For many brands, the best production choice is the one they can maintain for six months, not the one that looks most impressive on day one.

Audience behavior matters more than format trends

It is easy to get pulled toward video because social platforms reward visuals. That is real. But audience behavior is still the deciding factor.

If your listeners are commuters, professionals, or niche learners, audio may fit better because it meets them when they are multitasking. If your audience spends time on YouTube, Instagram, or LinkedIn and responds well to face-led content, video may give you stronger engagement.

The smart move is to look at how people already consume your content. Are they reading your posts and watching your clips? Do they respond to personality-driven content? Or do they care more about insights than visuals? A format should support your audience habits, not just current content trends.

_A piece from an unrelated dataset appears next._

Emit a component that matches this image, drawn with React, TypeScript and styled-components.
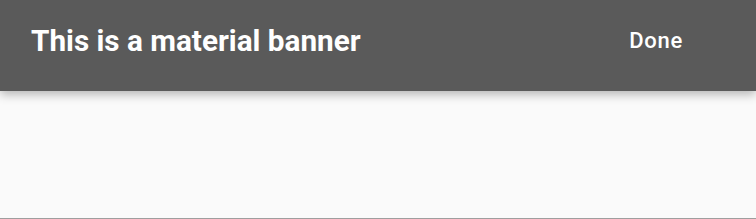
import React from "react";
import styled, { createGlobalStyle } from "styled-components";

const Global = createGlobalStyle`
  html, body { margin: 0; padding: 0; background: #fafafa; }
  #root { height: 219px; }
`;

const Page = styled.div`
  height: 219px;
  box-sizing: border-box;
  background: #fafafa;
  border-bottom: 1px solid #9e9e9e;
  font-family: Roboto, "Liberation Sans", sans-serif;
`;

const Banner = styled.div`
  height: 91px;
  box-sizing: border-box;
  background: #5a5a5a;
  display: flex;
  align-items: center;
  justify-content: space-between;
  padding: 0 73px 0 31px;
  box-shadow: 0 3px 10px rgba(0, 0, 0, 0.3);
`;

const Message = styled.span`
  color: #ffffff;
  font-size: 29.7px;
  line-height: 1;
  font-weight: 700;
  margin-top: -9px;
`;

const Action = styled.button`
  background: transparent;
  border: none;
  padding: 0;
  color: #ffffff;
  font-family: inherit;
  font-size: 22px;
  line-height: 1;
  letter-spacing: 0.7px;
  font-weight: 500;
  margin-top: -10px;
  cursor: pointer;
`;

export default function App() {
  return (
    <>
      <Global />
      <Page>
        <Banner>
          <Message>This is a material banner</Message>
          <Action>Done</Action>
        </Banner>
      </Page>
    </>
  );
}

Brand perception and credibility

Podcasting is not just a publishing format. It is a branding tool. The way your show looks or sounds directly affects how your business is perceived.

Audio can feel intimate, focused, and smart. It puts the message front and center. A well-produced audio show signals clarity and professionalism without making the content feel overproduced.

Video can make your business look established faster. For entrepreneurs, executives, and service brands, that can be a major advantage. A clean studio environment, strong editing, and confident on-camera presence can instantly elevate how people perceive your expertise.

That said, video only helps when the quality is there. Poor lighting, messy framing, and weak sound are hard to ignore. If you choose video, it needs to feel intentional.

Should you do both?

In many cases, yes. Not because you need to chase every platform, but because recording a video podcast can also give you a usable audio podcast. That creates flexibility.

If your setup is handled properly, one session can serve multiple goals. You can publish the full video episode, distribute the audio version on podcast platforms, and cut short clips for promotion. For brands that want maximum content output from one recording day, this is often the most commercially efficient model.

But there is a catch. Doing both only works when the production process is organized. If trying to capture everything creates delays, quality issues, or content burnout, you lose the benefit. This is where working with a production partner becomes valuable. A studio team can manage the technical side, direct the session, and turn one recording into a clean package of usable content.

For many business-focused creators, that support is what makes video realistic instead of overwhelming.

How to choose the right format for your goals

If your top priority is consistency, speed, and ease of production, start with audio. It is efficient, audience-friendly, and easier to sustain.

If your top priority is visibility, visual branding, and social content, video deserves serious consideration. It asks more from production, but it can return more in marketing value.

If your priority is authority and long-term content leverage, a hybrid approach often makes the most sense. Record with video in a professional setup, then distribute in both formats. That gives you flexibility without forcing separate content pipelines.

For businesses, the question is not just what you prefer creating. It is what helps you look credible, stay consistent, and get more value from your content investment. That is why format choice should be tied to business outcomes, not just creative preference.

At Simorgh Podcast Studio, we see this choice less as audio versus video and more as strategy versus guesswork. The right setup should match your budget, your audience, and the way you plan to use the content after recording.

A strong podcast does not start with copying what other creators are doing. It starts with choosing a format you can produce well, publish consistently, and actually use to grow your brand.